Provided records =
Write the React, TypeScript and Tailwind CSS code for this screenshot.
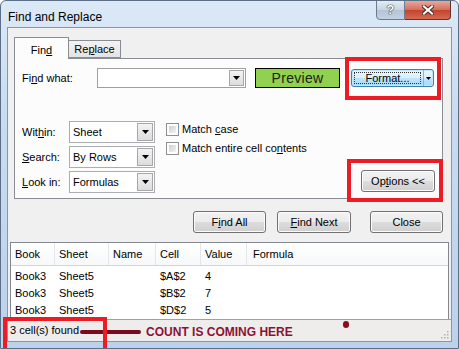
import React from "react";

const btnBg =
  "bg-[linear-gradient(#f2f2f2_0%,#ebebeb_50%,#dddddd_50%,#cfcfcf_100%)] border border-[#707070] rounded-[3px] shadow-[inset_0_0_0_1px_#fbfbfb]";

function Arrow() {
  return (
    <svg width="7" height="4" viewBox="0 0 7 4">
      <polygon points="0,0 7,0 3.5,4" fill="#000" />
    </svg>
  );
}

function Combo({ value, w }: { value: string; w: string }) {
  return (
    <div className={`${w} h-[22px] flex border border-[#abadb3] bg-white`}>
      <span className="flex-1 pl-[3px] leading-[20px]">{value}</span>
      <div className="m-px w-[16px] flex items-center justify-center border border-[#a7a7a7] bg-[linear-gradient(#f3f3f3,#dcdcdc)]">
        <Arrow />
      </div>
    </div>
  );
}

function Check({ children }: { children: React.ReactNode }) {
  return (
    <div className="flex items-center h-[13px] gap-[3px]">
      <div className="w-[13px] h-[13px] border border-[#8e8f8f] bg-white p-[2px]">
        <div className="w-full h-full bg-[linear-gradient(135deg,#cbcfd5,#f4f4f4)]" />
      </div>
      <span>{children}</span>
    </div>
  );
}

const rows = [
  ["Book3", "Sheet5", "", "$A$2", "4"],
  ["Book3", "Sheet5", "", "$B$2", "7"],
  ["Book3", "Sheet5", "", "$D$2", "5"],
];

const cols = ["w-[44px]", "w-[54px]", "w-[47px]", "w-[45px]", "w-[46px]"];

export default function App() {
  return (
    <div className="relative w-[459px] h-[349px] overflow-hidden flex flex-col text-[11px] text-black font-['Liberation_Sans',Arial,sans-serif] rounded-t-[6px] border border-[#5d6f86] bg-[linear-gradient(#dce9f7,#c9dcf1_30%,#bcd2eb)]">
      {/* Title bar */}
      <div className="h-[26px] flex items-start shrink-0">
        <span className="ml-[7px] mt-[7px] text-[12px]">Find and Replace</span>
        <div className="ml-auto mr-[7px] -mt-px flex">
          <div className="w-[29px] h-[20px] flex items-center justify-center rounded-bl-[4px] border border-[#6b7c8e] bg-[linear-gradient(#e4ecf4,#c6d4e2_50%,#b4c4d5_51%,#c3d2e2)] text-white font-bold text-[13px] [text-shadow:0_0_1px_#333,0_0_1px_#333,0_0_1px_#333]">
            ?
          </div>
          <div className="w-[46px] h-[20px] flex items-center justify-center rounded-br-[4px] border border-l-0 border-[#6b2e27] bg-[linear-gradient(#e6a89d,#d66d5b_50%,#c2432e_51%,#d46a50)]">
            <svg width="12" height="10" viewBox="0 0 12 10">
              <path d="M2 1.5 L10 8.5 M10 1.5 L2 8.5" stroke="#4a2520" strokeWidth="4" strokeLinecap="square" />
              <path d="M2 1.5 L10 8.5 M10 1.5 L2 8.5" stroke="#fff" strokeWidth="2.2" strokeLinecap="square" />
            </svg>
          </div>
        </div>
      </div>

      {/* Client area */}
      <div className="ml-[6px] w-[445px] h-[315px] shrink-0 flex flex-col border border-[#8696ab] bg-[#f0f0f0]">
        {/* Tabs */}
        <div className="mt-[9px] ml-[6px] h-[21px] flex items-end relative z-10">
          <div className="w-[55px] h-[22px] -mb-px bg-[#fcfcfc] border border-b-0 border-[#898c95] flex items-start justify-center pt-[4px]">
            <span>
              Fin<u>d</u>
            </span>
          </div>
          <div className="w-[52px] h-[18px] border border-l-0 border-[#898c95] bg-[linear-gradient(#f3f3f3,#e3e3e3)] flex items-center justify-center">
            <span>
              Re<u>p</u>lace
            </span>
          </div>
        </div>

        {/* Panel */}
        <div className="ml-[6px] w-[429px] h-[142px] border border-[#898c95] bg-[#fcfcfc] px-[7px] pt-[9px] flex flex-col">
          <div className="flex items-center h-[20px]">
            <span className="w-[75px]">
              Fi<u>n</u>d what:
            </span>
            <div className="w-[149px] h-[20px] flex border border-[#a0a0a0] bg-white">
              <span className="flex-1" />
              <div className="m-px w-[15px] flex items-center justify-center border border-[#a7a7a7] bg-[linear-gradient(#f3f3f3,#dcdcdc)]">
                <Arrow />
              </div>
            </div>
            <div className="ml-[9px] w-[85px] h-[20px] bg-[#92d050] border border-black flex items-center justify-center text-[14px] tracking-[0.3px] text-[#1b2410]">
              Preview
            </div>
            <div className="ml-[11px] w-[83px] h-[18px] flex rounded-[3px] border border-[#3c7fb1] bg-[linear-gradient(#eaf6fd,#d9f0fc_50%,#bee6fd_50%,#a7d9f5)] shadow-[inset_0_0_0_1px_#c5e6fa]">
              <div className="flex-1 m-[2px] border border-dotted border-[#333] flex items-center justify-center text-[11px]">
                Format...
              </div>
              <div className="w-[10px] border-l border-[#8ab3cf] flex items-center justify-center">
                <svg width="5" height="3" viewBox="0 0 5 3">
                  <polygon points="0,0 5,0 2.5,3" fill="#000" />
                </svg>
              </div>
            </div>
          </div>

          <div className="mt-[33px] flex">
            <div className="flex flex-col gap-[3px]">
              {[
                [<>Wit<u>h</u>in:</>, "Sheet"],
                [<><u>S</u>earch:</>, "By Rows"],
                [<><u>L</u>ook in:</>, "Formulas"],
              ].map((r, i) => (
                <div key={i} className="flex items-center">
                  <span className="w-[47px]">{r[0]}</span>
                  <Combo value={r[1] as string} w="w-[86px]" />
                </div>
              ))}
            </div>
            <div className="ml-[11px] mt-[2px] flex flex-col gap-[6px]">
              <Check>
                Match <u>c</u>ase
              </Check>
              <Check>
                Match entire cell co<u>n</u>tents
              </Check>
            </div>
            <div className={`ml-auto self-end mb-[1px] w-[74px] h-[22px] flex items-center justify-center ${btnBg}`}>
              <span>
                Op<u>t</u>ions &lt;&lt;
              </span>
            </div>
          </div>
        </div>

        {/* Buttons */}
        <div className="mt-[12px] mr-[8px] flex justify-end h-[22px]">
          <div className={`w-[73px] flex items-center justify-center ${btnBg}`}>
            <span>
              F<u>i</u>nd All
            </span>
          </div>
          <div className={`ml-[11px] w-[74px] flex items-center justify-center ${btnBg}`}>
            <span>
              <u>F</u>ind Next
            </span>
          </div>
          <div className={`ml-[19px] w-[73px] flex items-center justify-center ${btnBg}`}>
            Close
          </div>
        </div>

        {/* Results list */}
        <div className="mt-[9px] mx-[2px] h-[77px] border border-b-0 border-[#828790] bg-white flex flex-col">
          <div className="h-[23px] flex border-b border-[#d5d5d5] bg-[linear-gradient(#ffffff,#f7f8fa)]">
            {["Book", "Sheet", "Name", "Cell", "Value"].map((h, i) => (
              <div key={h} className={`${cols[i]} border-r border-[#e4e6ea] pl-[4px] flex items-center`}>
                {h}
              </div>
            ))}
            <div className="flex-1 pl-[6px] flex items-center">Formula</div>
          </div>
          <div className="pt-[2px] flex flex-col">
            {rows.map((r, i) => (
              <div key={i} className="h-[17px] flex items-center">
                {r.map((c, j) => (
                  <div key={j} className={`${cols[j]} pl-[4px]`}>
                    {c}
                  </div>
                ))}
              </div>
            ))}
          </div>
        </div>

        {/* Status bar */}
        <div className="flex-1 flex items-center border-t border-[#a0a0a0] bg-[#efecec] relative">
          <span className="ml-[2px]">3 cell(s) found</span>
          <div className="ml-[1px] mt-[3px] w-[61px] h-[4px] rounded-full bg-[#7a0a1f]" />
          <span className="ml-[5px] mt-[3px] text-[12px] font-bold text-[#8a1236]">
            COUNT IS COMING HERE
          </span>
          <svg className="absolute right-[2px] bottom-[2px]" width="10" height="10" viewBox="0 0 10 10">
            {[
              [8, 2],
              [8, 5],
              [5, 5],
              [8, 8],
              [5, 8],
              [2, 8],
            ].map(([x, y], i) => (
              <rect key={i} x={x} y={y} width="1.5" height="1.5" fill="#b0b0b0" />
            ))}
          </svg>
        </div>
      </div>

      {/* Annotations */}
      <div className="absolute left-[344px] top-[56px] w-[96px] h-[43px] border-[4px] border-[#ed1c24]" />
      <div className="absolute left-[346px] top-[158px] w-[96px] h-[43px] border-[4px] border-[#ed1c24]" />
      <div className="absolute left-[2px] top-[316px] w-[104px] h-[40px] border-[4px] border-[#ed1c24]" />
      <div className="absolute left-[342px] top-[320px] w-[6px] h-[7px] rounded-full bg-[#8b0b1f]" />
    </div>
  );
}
* * *
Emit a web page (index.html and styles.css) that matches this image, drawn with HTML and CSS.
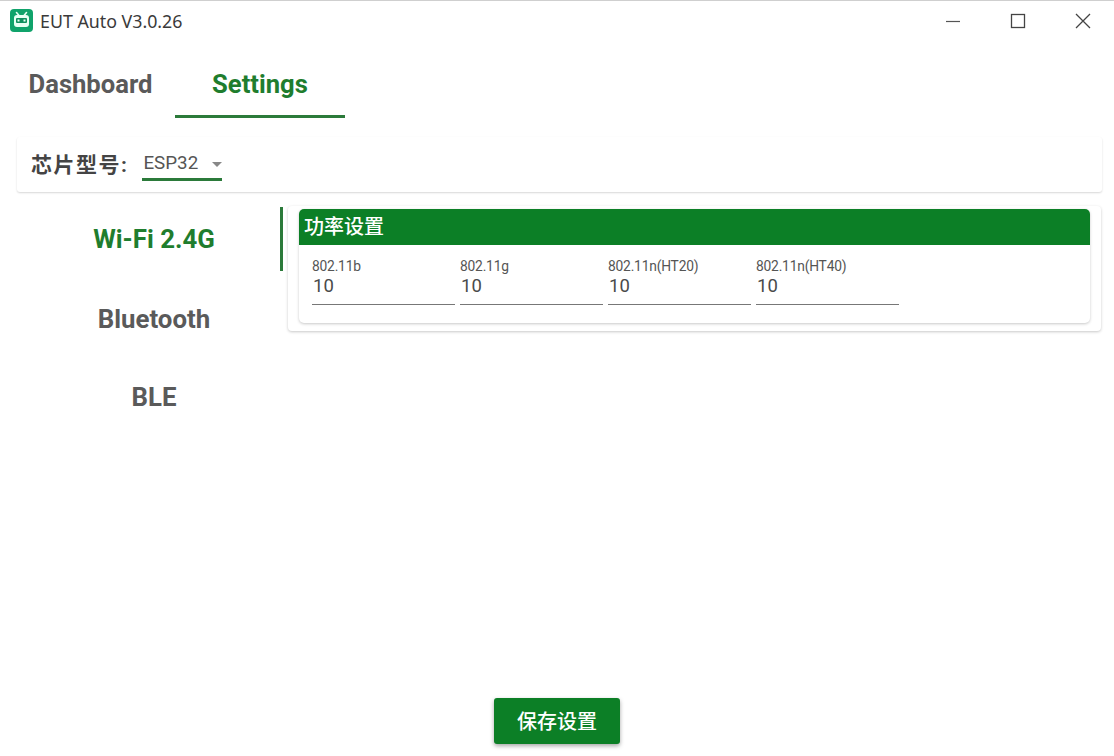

Written instruction = Collect the lines of the data that carry the word "this".

Completed exercise =
Write the React, TypeScript and Tailwind CSS code for this screenshot.
Emit a web page (index.html and styles.css) that matches this image, drawn with HTML and CSS.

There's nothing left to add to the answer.